WHAT THE TASK REQUIRES: Hunt for the word "this" across the entries below, copying each line that holds it.

DATA PROVIDED:
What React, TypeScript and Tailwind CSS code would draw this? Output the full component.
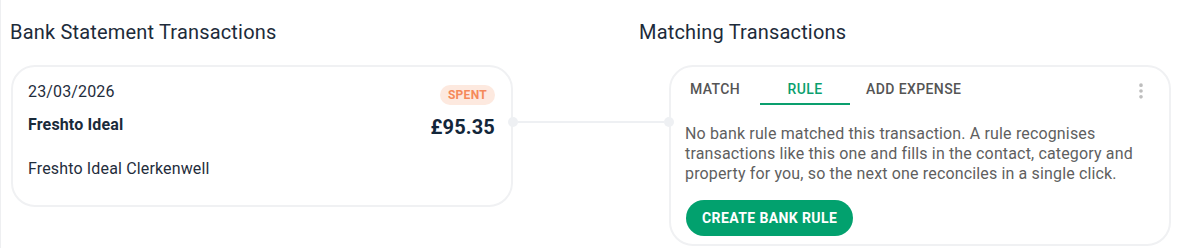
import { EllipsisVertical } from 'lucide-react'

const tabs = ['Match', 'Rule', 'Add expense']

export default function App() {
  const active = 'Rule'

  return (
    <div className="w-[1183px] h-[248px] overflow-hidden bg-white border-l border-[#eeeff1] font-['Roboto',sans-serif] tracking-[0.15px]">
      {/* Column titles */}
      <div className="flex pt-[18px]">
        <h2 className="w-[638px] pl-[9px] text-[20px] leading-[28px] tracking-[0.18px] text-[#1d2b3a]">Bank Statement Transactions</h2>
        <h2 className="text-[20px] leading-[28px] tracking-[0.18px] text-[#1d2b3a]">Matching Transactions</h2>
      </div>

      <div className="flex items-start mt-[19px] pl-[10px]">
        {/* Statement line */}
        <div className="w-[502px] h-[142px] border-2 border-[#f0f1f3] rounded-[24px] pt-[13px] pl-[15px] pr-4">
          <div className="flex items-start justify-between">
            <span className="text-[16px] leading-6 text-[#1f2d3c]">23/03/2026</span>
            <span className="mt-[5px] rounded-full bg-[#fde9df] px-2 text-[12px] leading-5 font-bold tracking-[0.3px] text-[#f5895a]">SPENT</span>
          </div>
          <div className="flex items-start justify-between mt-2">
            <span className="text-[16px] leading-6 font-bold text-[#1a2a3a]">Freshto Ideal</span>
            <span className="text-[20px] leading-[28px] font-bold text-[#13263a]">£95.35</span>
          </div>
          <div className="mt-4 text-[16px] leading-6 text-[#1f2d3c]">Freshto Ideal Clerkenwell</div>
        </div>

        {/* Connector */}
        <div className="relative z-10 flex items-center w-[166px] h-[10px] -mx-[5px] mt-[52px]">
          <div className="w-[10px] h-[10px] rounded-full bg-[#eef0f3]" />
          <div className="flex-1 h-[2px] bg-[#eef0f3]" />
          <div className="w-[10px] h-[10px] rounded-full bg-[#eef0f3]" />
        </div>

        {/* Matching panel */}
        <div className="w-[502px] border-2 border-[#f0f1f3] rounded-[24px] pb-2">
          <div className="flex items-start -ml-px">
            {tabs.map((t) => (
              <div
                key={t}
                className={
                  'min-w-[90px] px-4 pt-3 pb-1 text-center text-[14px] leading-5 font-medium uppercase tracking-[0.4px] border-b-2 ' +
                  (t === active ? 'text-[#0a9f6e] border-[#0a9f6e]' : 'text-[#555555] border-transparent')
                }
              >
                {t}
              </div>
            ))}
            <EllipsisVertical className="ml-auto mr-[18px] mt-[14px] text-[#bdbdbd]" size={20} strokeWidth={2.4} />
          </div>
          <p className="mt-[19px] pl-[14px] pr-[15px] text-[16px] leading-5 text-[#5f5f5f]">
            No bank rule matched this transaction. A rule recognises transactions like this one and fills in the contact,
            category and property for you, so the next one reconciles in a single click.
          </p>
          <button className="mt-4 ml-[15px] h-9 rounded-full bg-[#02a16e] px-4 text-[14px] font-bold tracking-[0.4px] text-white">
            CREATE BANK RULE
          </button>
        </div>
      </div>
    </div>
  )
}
* * *
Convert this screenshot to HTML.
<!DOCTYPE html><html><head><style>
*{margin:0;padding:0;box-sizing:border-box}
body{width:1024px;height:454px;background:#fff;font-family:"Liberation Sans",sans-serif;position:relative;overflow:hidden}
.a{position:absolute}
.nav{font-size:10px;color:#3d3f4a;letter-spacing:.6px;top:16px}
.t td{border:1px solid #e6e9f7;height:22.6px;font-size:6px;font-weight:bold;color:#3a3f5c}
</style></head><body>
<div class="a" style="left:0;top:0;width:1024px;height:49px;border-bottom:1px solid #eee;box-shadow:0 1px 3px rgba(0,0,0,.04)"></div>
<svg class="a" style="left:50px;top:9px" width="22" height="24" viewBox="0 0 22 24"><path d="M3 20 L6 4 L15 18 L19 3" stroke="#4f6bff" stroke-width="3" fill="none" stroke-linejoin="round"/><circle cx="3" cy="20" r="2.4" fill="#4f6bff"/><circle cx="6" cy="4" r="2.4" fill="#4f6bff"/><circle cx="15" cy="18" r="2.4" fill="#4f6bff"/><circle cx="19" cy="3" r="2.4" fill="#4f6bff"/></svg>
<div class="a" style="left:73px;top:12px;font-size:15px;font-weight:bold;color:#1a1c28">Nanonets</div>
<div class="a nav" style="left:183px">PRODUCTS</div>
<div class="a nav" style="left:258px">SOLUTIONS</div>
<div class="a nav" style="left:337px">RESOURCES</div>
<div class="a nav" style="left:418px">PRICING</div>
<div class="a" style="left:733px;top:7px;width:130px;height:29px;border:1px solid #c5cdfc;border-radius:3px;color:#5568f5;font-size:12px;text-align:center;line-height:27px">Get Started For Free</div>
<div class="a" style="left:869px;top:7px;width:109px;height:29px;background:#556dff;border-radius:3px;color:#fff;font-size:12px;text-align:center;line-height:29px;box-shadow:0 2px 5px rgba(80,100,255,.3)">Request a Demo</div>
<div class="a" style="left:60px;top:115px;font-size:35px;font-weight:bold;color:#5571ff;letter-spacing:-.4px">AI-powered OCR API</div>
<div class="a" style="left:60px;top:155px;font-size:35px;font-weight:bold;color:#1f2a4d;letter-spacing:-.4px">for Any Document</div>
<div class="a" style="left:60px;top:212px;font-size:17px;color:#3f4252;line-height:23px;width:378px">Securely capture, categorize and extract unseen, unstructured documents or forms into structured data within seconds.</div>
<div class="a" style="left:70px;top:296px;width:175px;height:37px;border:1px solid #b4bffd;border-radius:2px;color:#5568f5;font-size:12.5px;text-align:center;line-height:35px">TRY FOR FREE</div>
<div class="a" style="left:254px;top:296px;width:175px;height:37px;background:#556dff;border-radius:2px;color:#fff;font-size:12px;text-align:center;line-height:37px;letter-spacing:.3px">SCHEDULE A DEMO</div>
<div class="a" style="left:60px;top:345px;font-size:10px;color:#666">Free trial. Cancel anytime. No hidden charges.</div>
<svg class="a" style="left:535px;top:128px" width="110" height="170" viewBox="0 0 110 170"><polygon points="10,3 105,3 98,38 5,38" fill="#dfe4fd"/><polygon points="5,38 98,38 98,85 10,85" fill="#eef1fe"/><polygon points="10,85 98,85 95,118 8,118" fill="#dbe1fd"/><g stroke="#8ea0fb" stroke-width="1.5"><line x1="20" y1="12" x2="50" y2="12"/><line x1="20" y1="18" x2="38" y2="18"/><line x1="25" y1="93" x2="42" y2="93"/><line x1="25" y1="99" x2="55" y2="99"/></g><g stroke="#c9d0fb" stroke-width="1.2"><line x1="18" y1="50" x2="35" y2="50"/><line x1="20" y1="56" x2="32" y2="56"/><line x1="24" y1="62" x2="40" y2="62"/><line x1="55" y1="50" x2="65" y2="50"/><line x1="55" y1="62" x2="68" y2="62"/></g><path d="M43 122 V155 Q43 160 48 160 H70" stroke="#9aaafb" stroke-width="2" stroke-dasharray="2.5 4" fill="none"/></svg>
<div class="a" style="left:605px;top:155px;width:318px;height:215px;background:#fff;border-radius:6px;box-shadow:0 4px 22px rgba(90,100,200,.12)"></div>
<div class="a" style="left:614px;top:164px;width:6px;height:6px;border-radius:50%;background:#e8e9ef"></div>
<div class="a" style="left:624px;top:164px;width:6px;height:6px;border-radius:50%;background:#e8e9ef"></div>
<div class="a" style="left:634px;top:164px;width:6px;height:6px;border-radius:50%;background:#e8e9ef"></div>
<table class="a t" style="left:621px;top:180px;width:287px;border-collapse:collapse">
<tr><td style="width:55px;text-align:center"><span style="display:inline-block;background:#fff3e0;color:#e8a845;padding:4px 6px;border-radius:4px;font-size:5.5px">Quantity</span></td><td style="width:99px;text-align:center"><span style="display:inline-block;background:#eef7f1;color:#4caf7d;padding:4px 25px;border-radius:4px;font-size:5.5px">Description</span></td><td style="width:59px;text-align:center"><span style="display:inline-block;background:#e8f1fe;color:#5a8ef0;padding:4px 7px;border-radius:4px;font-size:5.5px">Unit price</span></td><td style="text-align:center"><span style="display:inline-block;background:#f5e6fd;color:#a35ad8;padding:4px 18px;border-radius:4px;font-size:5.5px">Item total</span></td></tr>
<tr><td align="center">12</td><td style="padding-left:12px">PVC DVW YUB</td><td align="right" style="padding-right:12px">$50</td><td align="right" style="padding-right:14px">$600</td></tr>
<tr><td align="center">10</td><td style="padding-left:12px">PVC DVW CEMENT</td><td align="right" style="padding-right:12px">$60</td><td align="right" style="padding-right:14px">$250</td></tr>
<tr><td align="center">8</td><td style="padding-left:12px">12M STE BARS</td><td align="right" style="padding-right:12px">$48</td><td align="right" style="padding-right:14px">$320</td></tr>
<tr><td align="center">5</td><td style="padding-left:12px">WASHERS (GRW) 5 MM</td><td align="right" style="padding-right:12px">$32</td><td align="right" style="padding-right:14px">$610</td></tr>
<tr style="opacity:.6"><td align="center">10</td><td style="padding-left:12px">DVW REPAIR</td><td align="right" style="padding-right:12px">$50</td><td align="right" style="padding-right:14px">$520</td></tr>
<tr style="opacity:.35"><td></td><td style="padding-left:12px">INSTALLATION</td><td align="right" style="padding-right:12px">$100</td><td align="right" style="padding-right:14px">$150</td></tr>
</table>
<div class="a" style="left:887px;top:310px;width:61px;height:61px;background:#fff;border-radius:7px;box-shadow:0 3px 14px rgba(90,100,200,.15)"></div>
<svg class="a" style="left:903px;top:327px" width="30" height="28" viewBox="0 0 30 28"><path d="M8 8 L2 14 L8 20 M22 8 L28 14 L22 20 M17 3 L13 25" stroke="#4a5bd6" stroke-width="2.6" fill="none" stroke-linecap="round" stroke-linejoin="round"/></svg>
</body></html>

REPLY:
What React, TypeScript and Tailwind CSS code would draw this? Output the full component.
            No bank rule matched this transaction. A rule recognises transactions like this one and fills in the contact,
Convert this screenshot to HTML.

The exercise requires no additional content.